Maybe this is what progress looks like-not a revolution, but a quiet correction. The market didn’t need to be tamed. It just needed space to grow. And now, finally, it has it.
Ashley Finlert
November 29, 2025 AT 14:37
What we witnessed was not merely regulatory evolution-it was the collapse of a colonial mindset applied to digital frontier economies. The SEC, steeped in 20th-century financial orthodoxy, attempted to impose the architecture of the New York Stock Exchange onto a decentralized, global, peer-to-peer network that operated beyond the reach of any single sovereign.
And yet, the market did not collapse. It evolved. It adapted. It outgrew the cage.
The dismissal of the Coinbase case was not surrender-it was recognition. A recognition that regulation cannot precede innovation, only follow it, with humility and precision. The new Crypto Task Force does not seek to control-it seeks to understand. And in doing so, it has restored the dignity of the American regulatory tradition: not as an instrument of control, but as a guardian of integrity.
Chris Popovec
December 1, 2025 AT 10:29
They dropped the Coinbase case because they were scared. Not of the courts. Of the people. The whole crypto movement is built on decentralization. The SEC can’t control it. They can’t shut it down. So they tried to scare it into submission with fines. But the people didn’t listen. Bitcoin kept going up. Ethereum kept growing.
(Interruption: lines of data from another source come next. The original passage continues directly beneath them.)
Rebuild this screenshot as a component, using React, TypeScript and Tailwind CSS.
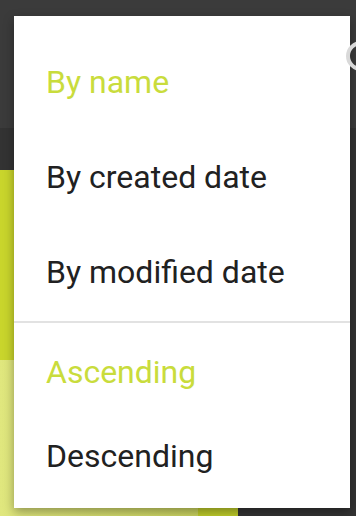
import React from "react";

const sortFields = [
  { label: "By name", active: true },
  { label: "By created date", active: false },
  { label: "By modified date", active: false },
];

const sortOrders = [
  { label: "Ascending", active: true },
  { label: "Descending", active: false },
];

export default function App() {
  return (
    <div
      className="relative h-[516px] w-[356px] overflow-hidden bg-[#333333]"
      style={{ fontFamily: "Roboto, 'Noto Sans', sans-serif" }}
    >
      {/* app behind the menu */}
      <header className="h-[128px] bg-[#3b3b3b]" />
      <div className="h-[42px] bg-[#333333]" />
      <div className="flex w-[238px] flex-col">
        <div className="h-[190px] bg-[#c9d52c]" />
        <div className="flex h-[156px]">
          <div className="w-[198px] bg-gradient-to-r from-[#e0e77e] to-[#cbd460]" />
          <div className="flex-1 bg-[#bfcd2a]" />
        </div>
      </div>

      {/* search icon peeking out at the right edge */}
      <svg
        className="absolute left-[342px] top-[40px] z-20"
        width="30"
        height="34"
        viewBox="0 0 30 34"
      >
        <circle cx="19" cy="16" r="13" fill="none" stroke="#d9d9d9" strokeWidth="4" />
      </svg>

      {/* sort menu */}
      <div className="absolute left-[14px] top-[16px] z-10 w-[336px] bg-white pb-[10px] pt-[19px] shadow-[0_4px_10px_rgba(0,0,0,0.35)]">
        {sortFields.map((item) => (
          <div
            key={item.label}
            className={
              "h-[95px] pl-[32px] text-[32px] leading-[95px] " +
              (item.active ? "text-[#c9dc3c]" : "text-[#212121]")
            }
          >
            {item.label}
          </div>
        ))}
        <div className="mt-[1px] h-[2px] bg-[#e2e2e2]" />
        <div className="pt-[7px]">
          {sortOrders.map((item) => (
            <div
              key={item.label}
              className={
                "h-[84px] pl-[32px] text-[32px] leading-[84px] " +
                (item.active ? "text-[#c9dc3c]" : "text-[#212121]")
              }
            >
              {item.label}
            </div>
          ))}
        </div>
      </div>
    </div>
  );
}
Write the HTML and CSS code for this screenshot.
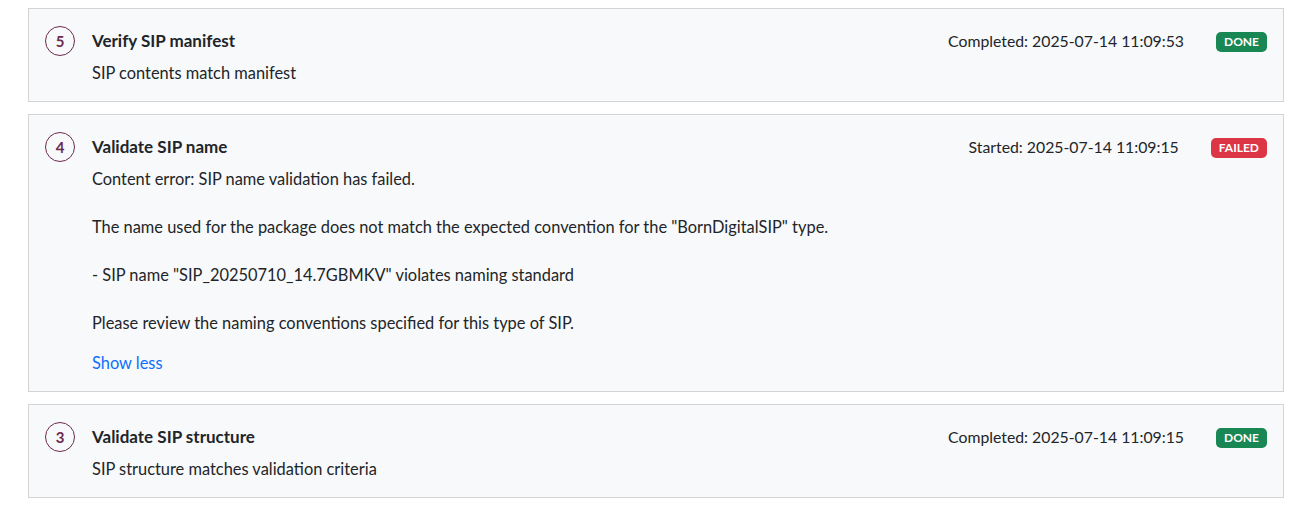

Retail investors kept buying.
Now they’re pretending to be reasonable? Ha. They’re just admitting they lost. The real power isn’t in Washington. It’s in the wallets of ordinary people who refused to be scared. And they know it. That’s why they dissolved the unit. That’s why they stopped suing. They’re not changing their mind. They’re just surrendering quietly.
And don’t tell me this is about ‘fraud.’ The same people who ran the $198M scam were the same ones the SEC ignored for years. They only act when the pressure gets too hot. This isn’t reform. It’s panic.
Marilyn Manriquez
December 2, 2025 AT 00:56
It is a moment of profound significance when an institution chooses to listen rather than dominate. The shift in the SEC’s posture reflects not a retreat, but a recognition that true leadership lies in enabling progress rather than suppressing it. The era of fear-based enforcement has given way to one grounded in clarity, fairness, and respect for technological autonomy.
This is not merely policy change. It is moral evolution. And for those of us who believe in the promise of open systems, it is a quiet triumph of reason over rigidity.
taliyah trice
December 3, 2025 AT 05:27
so like… the SEC is finally not being weird about crypto? good. now can we get some real rules? not just ‘don’t be a scammer’ but like… what counts as a security? i just want to know if my coin is legal or not.
Charan Kumar
December 3, 2025 AT 08:22
India watching. SEC was too harsh. Now they are smart. Crypto is global. You can't control it with one country's rules. Fraud is bad. But innovation? That belongs to everyone. Good move. Hope other countries follow. Not fear. Clarity.